* Task statement *
Return the lines where the word "this" occurs.

Front-end source files:
────

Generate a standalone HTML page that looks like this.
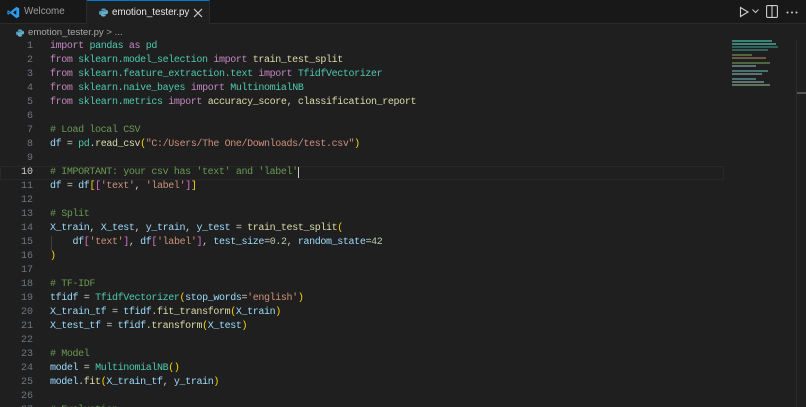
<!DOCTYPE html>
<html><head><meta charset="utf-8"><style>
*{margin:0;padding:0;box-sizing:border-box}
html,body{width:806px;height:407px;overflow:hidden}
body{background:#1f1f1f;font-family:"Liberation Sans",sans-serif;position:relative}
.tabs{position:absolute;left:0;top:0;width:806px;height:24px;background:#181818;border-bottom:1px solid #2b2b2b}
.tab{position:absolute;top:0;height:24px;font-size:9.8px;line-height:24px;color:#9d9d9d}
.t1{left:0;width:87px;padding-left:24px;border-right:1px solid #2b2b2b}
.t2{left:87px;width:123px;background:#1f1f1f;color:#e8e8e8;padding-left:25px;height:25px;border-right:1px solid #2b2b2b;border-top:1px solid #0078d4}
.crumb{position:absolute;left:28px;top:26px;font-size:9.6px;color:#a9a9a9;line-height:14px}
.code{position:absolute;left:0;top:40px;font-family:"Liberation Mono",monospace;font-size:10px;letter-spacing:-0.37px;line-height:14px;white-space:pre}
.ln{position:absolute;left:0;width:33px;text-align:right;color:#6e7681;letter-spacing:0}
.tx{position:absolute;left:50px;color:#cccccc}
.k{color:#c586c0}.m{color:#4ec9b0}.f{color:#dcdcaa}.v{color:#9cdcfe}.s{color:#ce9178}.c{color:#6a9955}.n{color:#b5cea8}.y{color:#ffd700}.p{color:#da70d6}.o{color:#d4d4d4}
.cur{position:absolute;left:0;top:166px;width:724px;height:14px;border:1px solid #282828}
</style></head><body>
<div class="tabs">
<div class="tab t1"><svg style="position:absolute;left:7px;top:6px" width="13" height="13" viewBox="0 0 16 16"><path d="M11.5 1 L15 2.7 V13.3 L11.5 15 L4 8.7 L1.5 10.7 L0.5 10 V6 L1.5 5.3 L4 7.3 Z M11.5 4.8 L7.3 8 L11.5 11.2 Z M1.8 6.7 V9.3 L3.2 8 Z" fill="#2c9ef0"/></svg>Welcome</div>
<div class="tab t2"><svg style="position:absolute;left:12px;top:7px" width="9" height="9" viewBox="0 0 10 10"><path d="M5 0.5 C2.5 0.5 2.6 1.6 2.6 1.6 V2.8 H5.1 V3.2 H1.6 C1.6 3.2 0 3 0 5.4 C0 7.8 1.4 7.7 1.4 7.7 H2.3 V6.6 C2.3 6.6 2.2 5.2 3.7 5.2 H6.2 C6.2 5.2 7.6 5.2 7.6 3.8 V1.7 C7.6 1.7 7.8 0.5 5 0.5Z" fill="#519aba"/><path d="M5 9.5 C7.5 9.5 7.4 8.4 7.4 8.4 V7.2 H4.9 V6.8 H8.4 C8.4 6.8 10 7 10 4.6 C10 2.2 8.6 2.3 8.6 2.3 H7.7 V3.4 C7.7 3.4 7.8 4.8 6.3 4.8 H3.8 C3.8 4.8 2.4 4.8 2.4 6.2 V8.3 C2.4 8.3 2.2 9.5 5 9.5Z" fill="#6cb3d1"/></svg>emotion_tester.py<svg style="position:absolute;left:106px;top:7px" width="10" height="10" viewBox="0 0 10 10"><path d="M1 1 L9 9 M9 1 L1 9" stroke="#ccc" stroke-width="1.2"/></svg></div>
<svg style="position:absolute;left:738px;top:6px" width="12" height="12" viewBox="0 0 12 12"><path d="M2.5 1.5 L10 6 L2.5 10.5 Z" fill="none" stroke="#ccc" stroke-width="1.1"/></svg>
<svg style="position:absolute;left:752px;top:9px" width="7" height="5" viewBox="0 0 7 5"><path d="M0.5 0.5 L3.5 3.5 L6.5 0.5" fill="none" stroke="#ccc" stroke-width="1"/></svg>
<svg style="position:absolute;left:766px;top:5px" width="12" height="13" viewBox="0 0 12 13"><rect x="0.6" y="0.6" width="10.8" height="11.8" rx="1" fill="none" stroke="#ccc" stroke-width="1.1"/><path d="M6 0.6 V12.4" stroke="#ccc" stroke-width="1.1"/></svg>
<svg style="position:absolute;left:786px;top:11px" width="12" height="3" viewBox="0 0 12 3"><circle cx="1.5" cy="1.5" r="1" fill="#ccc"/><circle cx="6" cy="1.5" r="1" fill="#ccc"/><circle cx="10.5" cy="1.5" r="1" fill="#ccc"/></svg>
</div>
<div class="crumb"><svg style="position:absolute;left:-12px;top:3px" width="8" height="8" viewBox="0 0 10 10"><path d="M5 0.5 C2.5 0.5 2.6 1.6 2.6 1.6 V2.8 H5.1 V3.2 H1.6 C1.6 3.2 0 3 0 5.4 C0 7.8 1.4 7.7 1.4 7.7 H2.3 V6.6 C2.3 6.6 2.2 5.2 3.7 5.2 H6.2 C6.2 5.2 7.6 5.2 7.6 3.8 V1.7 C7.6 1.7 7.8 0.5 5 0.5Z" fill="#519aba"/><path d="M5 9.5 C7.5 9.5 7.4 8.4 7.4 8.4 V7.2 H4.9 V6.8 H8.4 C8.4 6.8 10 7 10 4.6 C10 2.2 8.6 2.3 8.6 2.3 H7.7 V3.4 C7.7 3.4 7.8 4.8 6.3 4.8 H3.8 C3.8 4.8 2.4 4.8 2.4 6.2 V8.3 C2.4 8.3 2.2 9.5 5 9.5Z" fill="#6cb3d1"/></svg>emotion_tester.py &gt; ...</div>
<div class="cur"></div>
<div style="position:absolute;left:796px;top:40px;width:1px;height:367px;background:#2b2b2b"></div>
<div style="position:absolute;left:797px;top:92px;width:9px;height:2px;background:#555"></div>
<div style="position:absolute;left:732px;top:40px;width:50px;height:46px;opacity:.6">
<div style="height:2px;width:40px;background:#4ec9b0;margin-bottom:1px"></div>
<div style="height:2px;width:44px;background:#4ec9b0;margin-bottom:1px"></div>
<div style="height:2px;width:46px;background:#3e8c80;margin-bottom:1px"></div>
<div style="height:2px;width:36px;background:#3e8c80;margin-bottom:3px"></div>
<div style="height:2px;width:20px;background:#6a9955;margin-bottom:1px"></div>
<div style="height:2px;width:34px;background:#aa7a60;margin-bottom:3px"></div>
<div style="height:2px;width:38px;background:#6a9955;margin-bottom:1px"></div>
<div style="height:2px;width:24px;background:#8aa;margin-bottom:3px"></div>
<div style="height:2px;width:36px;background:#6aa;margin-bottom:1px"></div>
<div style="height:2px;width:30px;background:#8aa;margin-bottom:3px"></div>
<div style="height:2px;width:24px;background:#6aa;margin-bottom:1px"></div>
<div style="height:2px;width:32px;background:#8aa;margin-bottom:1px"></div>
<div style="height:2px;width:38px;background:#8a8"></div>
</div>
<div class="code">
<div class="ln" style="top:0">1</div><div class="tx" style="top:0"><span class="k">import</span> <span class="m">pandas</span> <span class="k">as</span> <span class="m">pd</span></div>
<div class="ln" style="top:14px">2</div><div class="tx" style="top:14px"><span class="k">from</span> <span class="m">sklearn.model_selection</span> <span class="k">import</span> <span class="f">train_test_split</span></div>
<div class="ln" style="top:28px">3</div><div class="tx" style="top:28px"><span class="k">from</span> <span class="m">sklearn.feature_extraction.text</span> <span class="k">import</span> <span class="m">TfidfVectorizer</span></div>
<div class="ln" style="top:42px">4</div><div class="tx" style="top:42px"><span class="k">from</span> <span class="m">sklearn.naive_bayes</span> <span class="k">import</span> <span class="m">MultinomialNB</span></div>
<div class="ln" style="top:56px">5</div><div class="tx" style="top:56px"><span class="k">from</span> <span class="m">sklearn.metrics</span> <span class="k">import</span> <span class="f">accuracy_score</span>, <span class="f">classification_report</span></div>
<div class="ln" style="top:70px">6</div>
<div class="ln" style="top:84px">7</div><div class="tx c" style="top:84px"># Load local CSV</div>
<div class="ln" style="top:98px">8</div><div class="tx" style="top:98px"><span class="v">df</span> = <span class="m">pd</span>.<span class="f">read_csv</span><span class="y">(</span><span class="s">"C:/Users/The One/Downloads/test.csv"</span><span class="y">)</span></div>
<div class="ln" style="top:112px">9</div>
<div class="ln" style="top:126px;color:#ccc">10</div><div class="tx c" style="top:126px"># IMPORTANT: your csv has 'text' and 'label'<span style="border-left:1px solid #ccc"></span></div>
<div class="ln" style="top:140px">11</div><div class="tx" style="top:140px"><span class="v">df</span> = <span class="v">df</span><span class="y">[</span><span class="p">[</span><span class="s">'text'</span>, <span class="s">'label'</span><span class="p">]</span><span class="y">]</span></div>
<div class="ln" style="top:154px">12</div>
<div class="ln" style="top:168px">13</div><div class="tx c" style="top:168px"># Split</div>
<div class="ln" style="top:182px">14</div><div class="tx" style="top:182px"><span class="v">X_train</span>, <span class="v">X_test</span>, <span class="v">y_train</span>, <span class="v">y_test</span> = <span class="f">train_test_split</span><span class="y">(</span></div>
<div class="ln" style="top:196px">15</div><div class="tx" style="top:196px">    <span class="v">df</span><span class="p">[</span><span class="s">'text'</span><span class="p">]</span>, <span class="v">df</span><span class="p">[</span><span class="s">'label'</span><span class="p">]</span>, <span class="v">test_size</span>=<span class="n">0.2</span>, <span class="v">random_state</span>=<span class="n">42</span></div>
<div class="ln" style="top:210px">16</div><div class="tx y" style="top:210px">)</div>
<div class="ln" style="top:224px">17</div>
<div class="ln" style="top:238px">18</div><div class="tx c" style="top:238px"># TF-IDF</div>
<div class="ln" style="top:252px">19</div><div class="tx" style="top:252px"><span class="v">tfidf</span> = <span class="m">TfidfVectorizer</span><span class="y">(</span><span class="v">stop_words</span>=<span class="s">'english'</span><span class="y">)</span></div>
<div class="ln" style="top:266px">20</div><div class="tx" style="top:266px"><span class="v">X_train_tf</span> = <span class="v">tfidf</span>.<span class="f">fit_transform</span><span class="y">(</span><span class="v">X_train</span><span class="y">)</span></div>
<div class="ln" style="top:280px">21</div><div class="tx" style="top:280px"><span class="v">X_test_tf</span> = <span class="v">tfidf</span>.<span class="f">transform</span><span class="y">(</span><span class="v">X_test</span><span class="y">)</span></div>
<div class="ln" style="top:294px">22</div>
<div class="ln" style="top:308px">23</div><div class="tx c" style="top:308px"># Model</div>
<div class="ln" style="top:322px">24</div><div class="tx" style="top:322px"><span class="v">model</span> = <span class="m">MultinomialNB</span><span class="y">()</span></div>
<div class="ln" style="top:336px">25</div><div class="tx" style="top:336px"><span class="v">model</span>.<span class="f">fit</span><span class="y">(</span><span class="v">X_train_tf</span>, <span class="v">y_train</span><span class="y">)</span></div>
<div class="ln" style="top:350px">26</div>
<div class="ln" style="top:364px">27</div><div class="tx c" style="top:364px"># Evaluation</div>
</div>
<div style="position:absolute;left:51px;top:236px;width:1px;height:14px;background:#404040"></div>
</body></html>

────

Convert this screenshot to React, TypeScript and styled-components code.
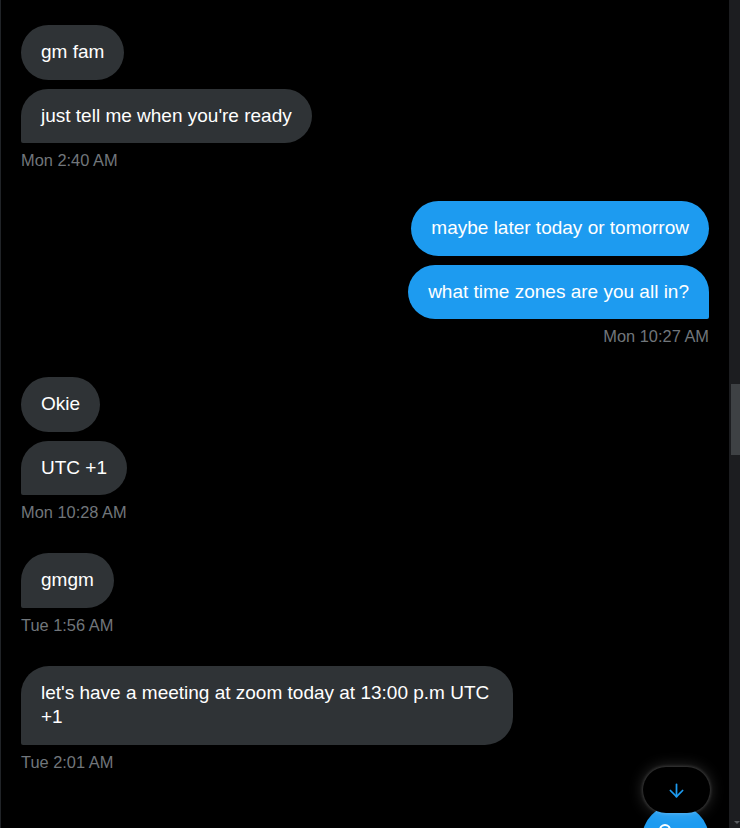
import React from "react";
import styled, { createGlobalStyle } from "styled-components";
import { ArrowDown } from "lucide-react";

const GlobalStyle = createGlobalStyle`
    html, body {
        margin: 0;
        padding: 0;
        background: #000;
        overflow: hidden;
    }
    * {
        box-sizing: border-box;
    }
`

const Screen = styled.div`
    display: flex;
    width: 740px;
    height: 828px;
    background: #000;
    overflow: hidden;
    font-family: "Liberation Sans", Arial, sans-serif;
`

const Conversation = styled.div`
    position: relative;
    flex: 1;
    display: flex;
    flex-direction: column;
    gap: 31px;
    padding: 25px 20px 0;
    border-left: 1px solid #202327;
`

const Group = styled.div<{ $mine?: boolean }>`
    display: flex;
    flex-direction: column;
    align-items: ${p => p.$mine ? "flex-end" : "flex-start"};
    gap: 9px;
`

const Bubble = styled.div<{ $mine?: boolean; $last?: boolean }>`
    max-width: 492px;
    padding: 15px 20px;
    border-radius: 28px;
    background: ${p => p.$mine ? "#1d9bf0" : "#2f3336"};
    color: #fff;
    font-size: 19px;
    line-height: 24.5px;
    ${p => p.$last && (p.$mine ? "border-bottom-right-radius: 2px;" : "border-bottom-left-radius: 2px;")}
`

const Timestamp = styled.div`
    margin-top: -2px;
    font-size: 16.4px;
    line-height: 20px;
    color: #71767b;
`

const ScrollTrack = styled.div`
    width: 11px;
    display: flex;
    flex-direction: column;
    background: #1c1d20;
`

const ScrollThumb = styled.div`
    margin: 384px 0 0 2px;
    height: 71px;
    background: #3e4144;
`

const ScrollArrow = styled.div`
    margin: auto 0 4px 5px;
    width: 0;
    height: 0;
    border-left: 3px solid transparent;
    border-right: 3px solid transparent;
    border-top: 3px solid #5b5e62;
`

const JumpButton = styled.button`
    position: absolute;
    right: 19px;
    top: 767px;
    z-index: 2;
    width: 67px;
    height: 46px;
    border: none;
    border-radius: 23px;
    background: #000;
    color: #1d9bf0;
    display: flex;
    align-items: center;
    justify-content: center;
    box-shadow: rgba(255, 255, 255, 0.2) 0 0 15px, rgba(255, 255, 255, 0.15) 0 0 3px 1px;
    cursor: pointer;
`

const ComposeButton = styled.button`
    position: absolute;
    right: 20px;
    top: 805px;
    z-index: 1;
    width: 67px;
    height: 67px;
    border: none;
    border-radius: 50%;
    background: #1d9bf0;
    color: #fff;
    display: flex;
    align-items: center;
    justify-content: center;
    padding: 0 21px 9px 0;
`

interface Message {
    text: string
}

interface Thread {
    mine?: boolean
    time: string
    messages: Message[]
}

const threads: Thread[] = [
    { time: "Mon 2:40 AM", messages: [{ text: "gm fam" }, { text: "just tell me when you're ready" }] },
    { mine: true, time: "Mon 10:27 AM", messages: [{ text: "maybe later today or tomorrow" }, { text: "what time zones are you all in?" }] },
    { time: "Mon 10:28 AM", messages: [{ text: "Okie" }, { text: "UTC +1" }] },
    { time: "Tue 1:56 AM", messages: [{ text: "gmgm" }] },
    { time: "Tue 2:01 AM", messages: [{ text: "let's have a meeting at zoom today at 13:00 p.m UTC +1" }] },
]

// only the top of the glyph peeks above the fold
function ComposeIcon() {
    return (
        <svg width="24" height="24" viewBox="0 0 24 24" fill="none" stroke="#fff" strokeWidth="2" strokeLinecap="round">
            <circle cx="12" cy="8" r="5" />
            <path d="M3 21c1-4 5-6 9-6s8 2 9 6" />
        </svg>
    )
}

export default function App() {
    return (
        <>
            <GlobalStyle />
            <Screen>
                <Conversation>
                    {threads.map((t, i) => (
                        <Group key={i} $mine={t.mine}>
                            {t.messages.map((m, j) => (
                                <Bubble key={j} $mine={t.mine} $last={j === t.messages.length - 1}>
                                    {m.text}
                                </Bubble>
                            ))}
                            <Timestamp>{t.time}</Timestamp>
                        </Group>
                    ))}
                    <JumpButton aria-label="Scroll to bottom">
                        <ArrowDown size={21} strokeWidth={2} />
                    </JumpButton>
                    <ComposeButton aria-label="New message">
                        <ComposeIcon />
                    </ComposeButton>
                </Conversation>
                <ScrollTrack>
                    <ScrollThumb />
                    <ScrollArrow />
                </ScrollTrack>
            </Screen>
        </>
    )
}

────

* Completed task *
Generate a standalone HTML page that looks like this.
Convert this screenshot to React, TypeScript and styled-components code.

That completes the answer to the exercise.